The entries below are to be transcribed in full, without their images.

Recorded data>
|---|
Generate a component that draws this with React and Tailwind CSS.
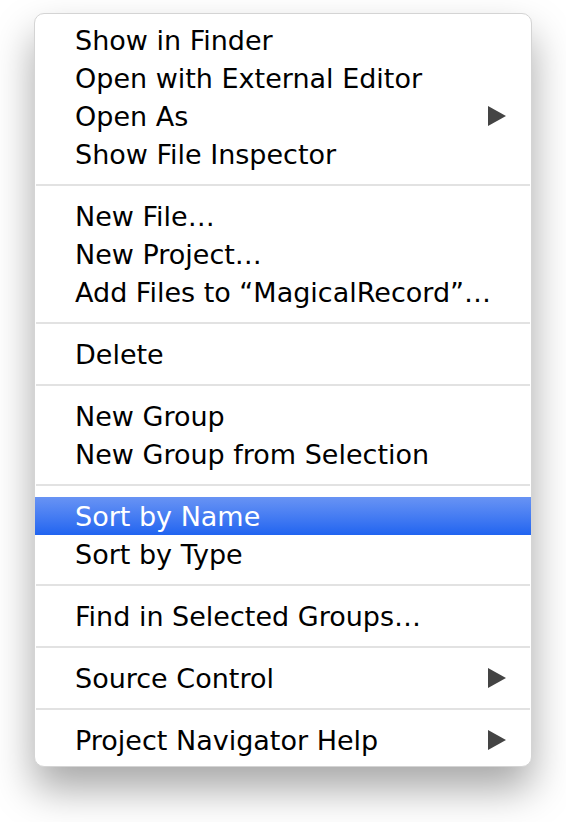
const groups = [
  [
    { label: 'Show in Finder' },
    { label: 'Open with External Editor' },
    { label: 'Open As', submenu: true },
    { label: 'Show File Inspector' },
  ],
  [
    { label: 'New File…' },
    { label: 'New Project…' },
    { label: 'Add Files to “MagicalRecord”…' },
  ],
  [{ label: 'Delete' }],
  [
    { label: 'New Group' },
    { label: 'New Group from Selection' },
  ],
  [
    { label: 'Sort by Name', active: true },
    { label: 'Sort by Type' },
  ],
  [{ label: 'Find in Selected Groups…' }],
  [{ label: 'Source Control', submenu: true }],
  [{ label: 'Project Navigator Help', submenu: true }],
];

function Arrow({ active }) {
  return (
    <svg width="18" height="20" viewBox="0 0 18 20" className="shrink-0">
      <path d="M0 0 L18 10 L0 20 Z" fill={active ? '#ffffff' : '#444444'} />
    </svg>
  );
}

function MenuItem({ label, submenu, active }) {
  return (
    <div
      className={`flex h-[38px] items-center justify-between pl-[40px] pr-[25px] ${
        active ? 'bg-gradient-to-b from-[#6893f4] to-[#2064f0] text-white' : 'text-black'
      }`}
    >
      <span className="whitespace-nowrap leading-none">{label}</span>
      {submenu && <Arrow active={active} />}
    </div>
  );
}

export default function App() {
  return (
    <div className="h-[822px] w-[566px] bg-white pl-[34px] pt-[13px]">
      <div
        className="w-[498px] overflow-hidden rounded-[10px] border border-[#d4d4d4] bg-white py-[7px] text-[27px] shadow-[0_22px_40px_rgba(0,0,0,0.35)]"
        style={{ fontFamily: '"DejaVu Sans", "Liberation Sans", sans-serif' }}
      >
        {groups.map((group, gi) => (
          <div key={gi}>
            {gi > 0 && (
              <div className="flex h-[24px] items-center px-[1px]">
                <div className="h-[2px] w-full bg-[#e2e2e2]" />
              </div>
            )}
            {group.map((item) => (
              <MenuItem key={item.label} {...item} />
            ))}
          </div>
        ))}
      </div>
    </div>
  );
}
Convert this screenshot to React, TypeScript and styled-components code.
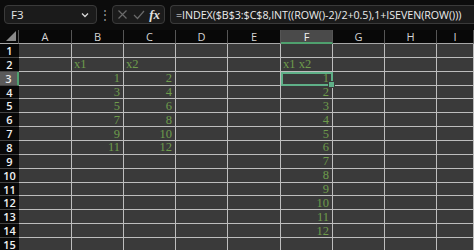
|---|
Written answer>
Generate a component that draws this with React and Tailwind CSS.
const groups = [
  [
    { label: 'Show in Finder' },
    { label: 'Open with External Editor' },
    { label: 'Open As', submenu: true },
    { label: 'Show File Inspector' },
  ],
  [
    { label: 'New File…' },
    { label: 'New Project…' },
    { label: 'Add Files to “MagicalRecord”…' },
  ],
  [{ label: 'Delete' }],
  [
    { label: 'New Group' },
    { label: 'New Group from Selection' },
  ],
  [
    { label: 'Sort by Name', active: true },
    { label: 'Sort by Type' },
  ],
  [{ label: 'Find in Selected Groups…' }],
  [{ label: 'Source Control', submenu: true }],
  [{ label: 'Project Navigator Help', submenu: true }],
];

function Arrow({ active }) {
  return (
    <svg width="18" height="20" viewBox="0 0 18 20" className="shrink-0">
      <path d="M0 0 L18 10 L0 20 Z" fill={active ? '#ffffff' : '#444444'} />
    </svg>
  );
}

function MenuItem({ label, submenu, active }) {
  return (
    <div
      className={`flex h-[38px] items-center justify-between pl-[40px] pr-[25px] ${
        active ? 'bg-gradient-to-b from-[#6893f4] to-[#2064f0] text-white' : 'text-black'
      }`}
    >
      <span className="whitespace-nowrap leading-none">{label}</span>
      {submenu && <Arrow active={active} />}
    </div>
  );
}

export default function App() {
  return (
    <div className="h-[822px] w-[566px] bg-white pl-[34px] pt-[13px]">
      <div
        className="w-[498px] overflow-hidden rounded-[10px] border border-[#d4d4d4] bg-white py-[7px] text-[27px] shadow-[0_22px_40px_rgba(0,0,0,0.35)]"
        style={{ fontFamily: '"DejaVu Sans", "Liberation Sans", sans-serif' }}
      >
        {groups.map((group, gi) => (
          <div key={gi}>
            {gi > 0 && (
              <div className="flex h-[24px] items-center px-[1px]">
                <div className="h-[2px] w-full bg-[#e2e2e2]" />
              </div>
            )}
            {group.map((item) => (
              <MenuItem key={item.label} {...item} />
            ))}
          </div>
        ))}
      </div>
    </div>
  );
}
Convert this screenshot to React, TypeScript and styled-components code.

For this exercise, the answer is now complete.